“Bayaning 3rd World”

For the kind of talent he has, Mike de Leon should be making more films.  But he is not.  Every film he makes is followed by a long continual absence.  It is as if every film he does consumes every drop of his overflowing genius.

His film on Rizal never made it to the Centennial.  After shooting a few scenes, he decided to pack up.  It was Marilou Diaz-Abaya who went on to do Rizal, and that extremely successful film became the high point of our country’s 1998 Centennial celebration.  Now we know more or less what might have kept Mike de Leon from completing Rizal.  “Bayaning 3rd World” gives us an account of what it takes for a conscientious filmmaker to do a film on the national hero.  This is not a movie about Rizal; this is about the despair of filmmakers who want to do a movie about Rizal.

In a moment of frustration, one of the characters in the film throws a bust of Rizal to the floor.  It breaks but is not shattered.  It remains stolid and unyielding, like the countless Rizal statues that dot the country’s plazas and schools.  No amount of deconstruction can undo the Rizal that exists in our people’s imagination.  So what can one more film do to Rizal?

In the first instance, what should be the focus of such a film if it is to be different?  The early films about Rizal understandably centered on the drama of the execution, taking off from that famous photograph of the short impassive man with the bowler hat who is about to be shot. It is a good starting point.  From there the viewer may be led to a series of flashbacks culminating in the martyrdom of this great man. But what else can one say of this grim photograph that has not already been said?

His back turned to the firing squad, he looked relaxed.  Was he at peace with himself and his God?  Once this question is asked, you cannot avoid dealing with the retraction.  Did he or did he not reconcile with the Church?  Did he, in a moment of weakness, renounce everything he had written about the friars and the conduct of Mother Spain in the islands?  If he retracted, what were his final moments with the Jesuits who kept him company like?  Were they a series of confessions and manifestations of remorse?  On the other hand, if Rizal staunchly held on to his convictions until the end, what could the Jesuits have been doing inside that cell?

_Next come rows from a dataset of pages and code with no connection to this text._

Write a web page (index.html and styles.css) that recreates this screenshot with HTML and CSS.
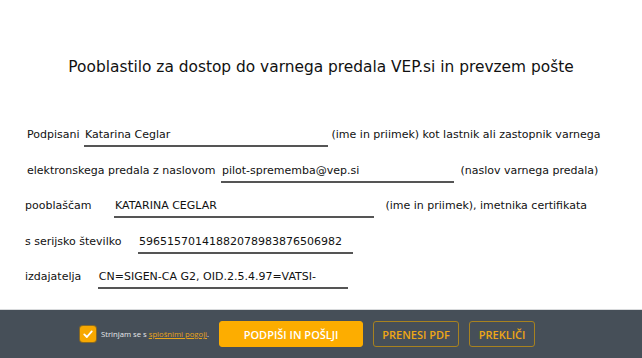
FILE: index.html
```html
<!DOCTYPE html>
<html lang="sl">
<head>
<meta charset="utf-8">
<title>Pooblastilo</title>
<link rel="stylesheet" href="styles.css">
</head>
<body>
<main class="doc">
  <h1 class="title">Pooblastilo za dostop do varnega predala VEP.si in prevzem pošte</h1>
  <div class="form">
    <p class="row row-a">Podpisani <span class="field f1">Katarina Ceglar</span> (ime in priimek) kot lastnik ali zastopnik varnega</p>
    <p class="row row-a">elektronskega predala z naslovom <span class="field f2">pilot-sprememba@vep.si</span> <span class="gap-l">(naslov varnega predala)</span></p>
    <p class="row row-b">pooblaščam <span class="field f3">KATARINA CEGLAR</span> <span class="gap-l2">(ime in priimek), imetnika certifikata</span></p>
    <p class="row row-b">s serijsko številko <span class="field f4">59651570141882078983876506982</span></p>
    <p class="row row-b">izdajatelja <span class="field f5">CN=SIGEN-CA G2, OID.2.5.4.97=VATSI-</span></p>
  </div>
</main>
<footer class="bar">
  <label class="agree">
    <span class="check"><svg viewBox="0 0 16 16" width="12" height="12"><path d="M3 8.5 L6.5 12 L13 4.5" fill="none" stroke="#fff" stroke-width="2.4" stroke-linecap="round" stroke-linejoin="round"/></svg></span>
    <span class="agree-text">Strinjam se s <a href="#" class="link">splošnimi pogoji</a>.</span>
  </label>
  <button class="btn btn-primary">PODPIŠI IN POŠLJI</button>
  <button class="btn btn-outline">PRENESI PDF</button>
  <button class="btn btn-outline">PREKLIČI</button>
</footer>
</body>
</html>
```

FILE: styles.css
```css
html, body {
  margin: 0;
  padding: 0;
  background: #fff;
}
body {
  width: 642px;
  height: 358px;
  overflow: hidden;
  display: flex;
  flex-direction: column;
  font-family: "DejaVu Sans", sans-serif;
  color: #111;
}
.doc {
  flex: 1;
  padding-top: 57px;
}
.title {
  margin: 0;
  text-align: center;
  font-weight: normal;
  font-size: 15.4px;
  line-height: 20px;
}
.form {
  padding-top: 50px;
  font-size: 11px;
}
.row {
  margin: 0;
  height: 35.5px;
  line-height: 16px;
  white-space: nowrap;
}
.row-a { padding-left: 27px; }
.row-b { padding-left: 25px; }
.field {
  display: inline-block;
  border-bottom: 2px solid #555;
  padding-bottom: 2px;
  padding-left: 1px;
  box-sizing: border-box;
  vertical-align: top;
}
.f1 { width: 244px; margin-left: 1px; }
.f2 { width: 233px; margin-left: 2px; }
.f3 { width: 260px; margin-left: 19px; }
.f4 { width: 215px; margin-left: 13px; }
.f5 { width: 250px; margin-left: 13px; }
.gap-l { margin-left: 3px; }
.gap-l2 { margin-left: 8px; }

.bar {
  height: 49px;
  background: #464f58;
  border-top: 1px solid #d8dadc;
  display: flex;
  align-items: center;
  padding-left: 80px;
  box-sizing: border-box;
  font-family: "Open Sans", sans-serif;
}
.agree {
  display: flex;
  align-items: center;
  gap: 5px;
  margin-right: 10px;
}
.check {
  width: 16px;
  height: 16px;
  border-radius: 3px;
  background: #f7a800;
  box-shadow: 0 0 0 1px #8a6a22;
  display: flex;
  align-items: center;
  justify-content: center;
}
.agree-text {
  font-size: 7.7px;
  color: #e6e8ea;
}
.link {
  color: #e7a419;
  text-decoration: underline;
}
.btn {
  height: 26px;
  border-radius: 3px;
  font-family: "Open Sans", sans-serif;
  font-weight: 600;
  font-size: 11px;
  padding: 0;
  margin-right: 10px;
  cursor: pointer;
}
.btn-primary {
  width: 144px;
  background: #fdad00;
  border: 1px solid #fdad00;
  color: #fff;
}
.btn-outline {
  background: transparent;
  border: 1px solid #a8821f;
  color: #eea716;
}
.btn-outline:nth-of-type(2) { width: 86px; }
.btn-outline:nth-of-type(3) { width: 66px; }
```
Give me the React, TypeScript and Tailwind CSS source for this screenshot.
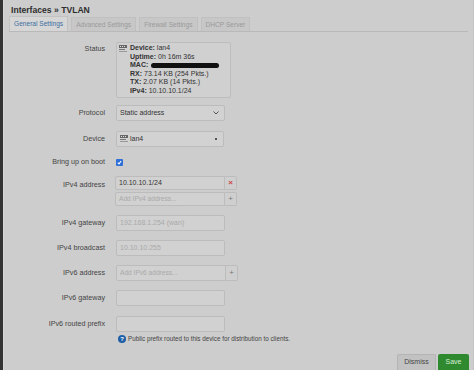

The filmic possibilities of a retraction scenario are immense, but of greater import, as the film points out, would be the inferences that we would then need to draw about Rizal’s heroism itself.  If we accept the Jesuits’ claim that he retracted, it would be nothing short of saying the Noli Me Tangere and the El Filibusterismo were a mistake.  What kind of a hero would that make of him?

Rizal’s attitude toward the Catholic Church was as complex as his attitude toward the revolution.  Even as he attacked the way religion had been abused by the Church, he did not seem to renounce his faith.  He was not against revolution, but he did think the Filipinos were not ready for the revolution.  Just the same, the revolutionaries made him an icon, and the friars used his alleged retraction to discredit the revolution.  In the end, it did not matter what Rizal personally thought or how he actually lived.  His ideas had acquired a life of their own.  Rizal, the myth, overshadowed Rizal, the historical person.

For every use, a Rizal has been invented.  The Katipunan used his name as a password. The Rizalistas made him a saint.  Even the Americans, as Renato Constantino showed, created a Rizal suitable to a colonized people.  Wherever it appears, his image confers legitimacy on the object that bears it.  He is an abiding presence in our stamps and in the ever-shrinking peso.  No business is marginal and no place so remote as to be undeserving of his name.  Matchboxes and funeral parlors have carried the label “Rizal” with the same ease with which the name has been appropriated for towns, barrios, and highways.  An object of worship and of banality in a society that has trouble remembering the past, Rizal is indeed a “Bayaning 3rd World.”

Did he seek martyrdom?  Would he have agreed to be shot if he knew that his life would become a nation’s religion?  Mike de Leon’s fictional filmmakers ask questions of this sort with a breezy Gen-X irreverence. They interview Rizal’s mother and his doting sisters.  They pester Josephine Bracken with showbiz-type questions. But the deeper they dig, the cloudier the truth becomes.  So finally, they decide to interrogate the man himself.  The encounter between Rizal and the filmmakers is one of the wittiest scenes I have seen in any movie.

Mike de Leon’s Rizal raises philosophical questions in the most playful manner.  What is the truth of a person’s life?  Is it what the person thinks it was, or is it the sum total of its effects on others?  The film expresses the near-impossibility of defining what is real and what is fictional in a person’s life.  Different groups and different generations are bound to invent their own Rizal, and it is futile to ask whether any of the Rizals that exist the national imagination have anything in common with the “real” Rizal.

What is more important is the purpose with which a person’s life is revisited.  There is no single definitive version of anybody’s life.  Such a life, like the past, can be viewed from many prisms.  The pictures and images we derive from such viewing will vary according to the practical interests we bring into the effort.

“Bayaning 3rd World” makes us aware of this plurality of possible perspectives, and of the need to understand the contexts in which they operate.  Doing so liberates us from the authority of conventional images and leads us to new ways of telling a usable past.